The best yield strategy is often the one you can sleep through.
Frequently asked questions
What is circular lending in DeFi?+
Circular lending — also called recursive borrowing or looping — is the practice of supplying an asset as collateral, borrowing against it, swapping the borrowed funds back into the original asset, supplying again, and repeating. Each loop magnifies effective exposure and yield, but it also magnifies losses, liquidation risk, and concentration in a single lending market.

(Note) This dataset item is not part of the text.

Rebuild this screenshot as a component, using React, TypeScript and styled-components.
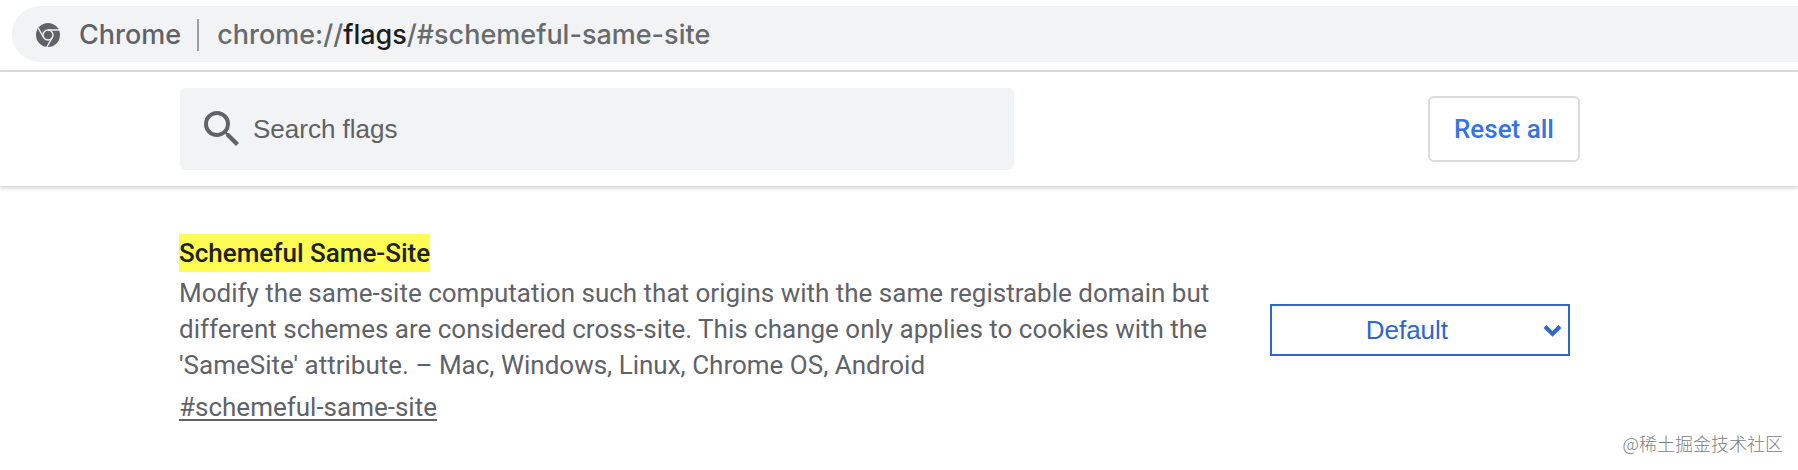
import React from "react";
import styled, { createGlobalStyle } from "styled-components";

const GlobalStyle = createGlobalStyle`
  *, *::before, *::after { box-sizing: border-box; }
  body {
    margin: 0;
    background: #fff;
    color: #5f6368;
    font-family: Roboto, "Liberation Sans", sans-serif;
    font-size: 26px;
    line-height: 36px;
  }
`;

const Toolbar = styled.header`
  padding: 6px 0 8px 12px;
  border-bottom: 2px solid #dadce0;
`;

const Omnibox = styled.div`
  display: flex;
  align-items: center;
  height: 56px;
  padding-top: 1px;
  padding-left: 24px;
  border-radius: 28px 0 0 28px;
  background: #f1f3f4;
  font-family: Inter, "Liberation Sans", sans-serif;
  font-size: 27px;
  font-weight: 500;
  white-space: nowrap;
`;

const SiteChip = styled.button`
  display: flex;
  align-items: center;
  gap: 19px;
  padding: 0;
  border: 0;
  background: none;
  color: #5f6368;
  font: inherit;
`;

const Separator = styled.span`
  width: 2px;
  height: 32px;
  margin: 0 18px 0 16px;
  background: #9e9fa1;
`;

const Address = styled.span`
  color: #686a6c;
`;

const Host = styled.span`
  color: #1b1c1e;
`;

const FlagsHeader = styled.div`
  display: flex;
  align-items: center;
  justify-content: space-between;
  padding: 16px 218px 16px 180px;
  box-shadow: 0 2px 4px rgba(0, 0, 0, 0.18);
`;

const SearchBox = styled.label`
  display: flex;
  align-items: center;
  gap: 7px;
  flex: 0 1 834px;
  height: 82px;
  padding: 0 18px;
  border-radius: 6px;
  background: #f1f3f4;
`;

const SearchInput = styled.input`
  flex: 1;
  min-width: 0;
  padding: 0;
  border: 0;
  outline: 0;
  background: none;
  color: #202124;
  font: 26px/36px "Liberation Sans", Arial, sans-serif;

  &::placeholder {
    color: #616161;
    opacity: 1;
  }
`;

const ResetButton = styled.button`
  height: 66px;
  padding: 0 24px;
  border: 2px solid #dadce0;
  border-radius: 6px;
  background: #fff;
  color: #3574e2;
  font: 500 26px/36px Roboto, sans-serif;
  white-space: nowrap;
`;

const Experiment = styled.main`
  display: grid;
  grid-template-columns: minmax(0, 3fr) minmax(0, 1fr);
  align-items: center;
  padding: 48px 218px 0 179px;
`;

const Title = styled.h1`
  width: fit-content;
  margin: 0 0 3px;
  background: #fffc54;
  color: #202124;
  font-size: 26px;
  font-weight: 500;
  line-height: 38px;
`;

const Description = styled.p`
  margin: 0 0 6px;
`;

const Permalink = styled.a`
  color: inherit;
  text-underline-offset: 3px;
  text-decoration-thickness: 2px;
`;

const SelectWrap = styled.div`
  position: relative;
  margin: 0 10px 0 40px;
`;

const Select = styled.select`
  display: block;
  width: 100%;
  height: 52px;
  padding: 0 26px 0 0;
  border: 2px solid #2f67ca;
  border-radius: 0;
  appearance: none;
  background: #fff;
  color: #2f67ca;
  font: 26px/36px "Liberation Sans", Arial, sans-serif;
  text-align: center;
  text-align-last: center;
`;

const Chevron = styled.svg`
  position: absolute;
  top: 20px;
  right: 8px;
  pointer-events: none;
`;

const Watermark = styled.footer`
  padding: 0 15px;
  color: #808080;
  font: 300 18px/36px "Noto Sans CJK SC", sans-serif;
  text-align: right;
`;

const ChromeIcon = () => (
  <svg width="24" height="24" viewBox="0 0 24 24" aria-hidden="true">
    <circle cx="12" cy="12" r="12" fill="#5f6368" />
    <g fill="none" stroke="#f1f3f4" strokeWidth="1.4">
      <circle cx="12" cy="12" r="5" />
      <path d="M12 7H23M7.7 14.5L2.2 5M16.3 14.5L10.8 24" />
    </g>
  </svg>
);

const SearchIcon = () => (
  <svg width="48" height="48" viewBox="0 0 24 24" fill="#5f6368" aria-hidden="true">
    <path d="M15.5 14h-.79l-.28-.27A6.471 6.471 0 0 0 16 9.5 6.5 6.5 0 1 0 9.5 16c1.61 0 3.09-.59 4.23-1.57l.27.28v.79l5 4.99L20.49 19l-4.99-5zm-6 0C7.01 14 5 11.99 5 9.5S7.01 5 9.5 5 14 7.01 14 9.5 11.99 14 9.5 14z" />
  </svg>
);

export default function App() {
  return (
    <>
      <GlobalStyle />
      <Toolbar>
        <Omnibox>
          <SiteChip type="button">
            <ChromeIcon />
            Chrome
          </SiteChip>
          <Separator />
          <Address>
            chrome://<Host>flags</Host>/#schemeful-same-site
          </Address>
        </Omnibox>
      </Toolbar>
      <FlagsHeader>
        <SearchBox>
          <SearchIcon />
          <SearchInput type="text" placeholder="Search flags" aria-label="Search flags" />
        </SearchBox>
        <ResetButton type="button">Reset all</ResetButton>
      </FlagsHeader>
      <Experiment>
        <div>
          <Title id="flag-title">Schemeful Same-Site</Title>
          <Description>
            Modify the same-site computation such that origins with the same registrable domain but
            different schemes are considered cross-site. This change only applies to cookies with the
            'SameSite' attribute. – Mac, Windows, Linux, Chrome OS, Android
          </Description>
          <Permalink href="#schemeful-same-site">#schemeful-same-site</Permalink>
        </div>
        <SelectWrap>
          <Select aria-labelledby="flag-title" defaultValue="Default">
            <option>Default</option>
            <option>Enabled</option>
            <option>Disabled</option>
          </Select>
          <Chevron width="19" height="13" viewBox="0 0 19 13" aria-hidden="true">
            <path d="M2 2.5L9.5 10L17 2.5" fill="none" stroke="#2f67ca" strokeWidth="4" />
          </Chevron>
        </SelectWrap>
      </Experiment>
      <Watermark>@稀土掘金技术社区</Watermark>
    </>
  );
}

Why is circular lending dangerous?+
The loop multiplies your exposure to one asset and one lending market simultaneously. A 5% adverse price move on the collateral can wipe out a 5x looped position because effective leverage compounds with each loop. Worse, a single bad oracle print or liquidity event can trigger cascading liquidations across every layer of the loop in a single block.
How do cascading liquidations happen in looped positions?+
When the collateral price drops, the outermost loop hits its liquidation threshold and is sold by liquidators. The forced sale depresses the price further, pushing the next loop into liquidation, and so on. In thinly traded pairs this can spiral within minutes. The 2022 stETH/ETH discount and the 2023 USDC depeg are textbook examples of cascading liquidation events.
Is leveraged looping the same as circular lending?+
They are closely related but not identical. Leveraged looping describes the mechanic; circular lending describes the position structure (lend → borrow → swap → lend again on the same protocol). Some integrated products — for example leveraged LST vaults — automate the loop into a one-click deposit, hiding the risk profile from users rather than removing it.
Can circular lending ever be used safely?+
For experienced users with strict position sizing, tight monitoring, and highly correlated pairs (e.g., wstETH/ETH), modest looping at 1.5x-2x is defensible. The real danger is leverage products that quietly run 5x-10x on volatile pairs. As a rule, if you cannot recite each layer's liquidation threshold and the unwind path from memory, you should not be looping.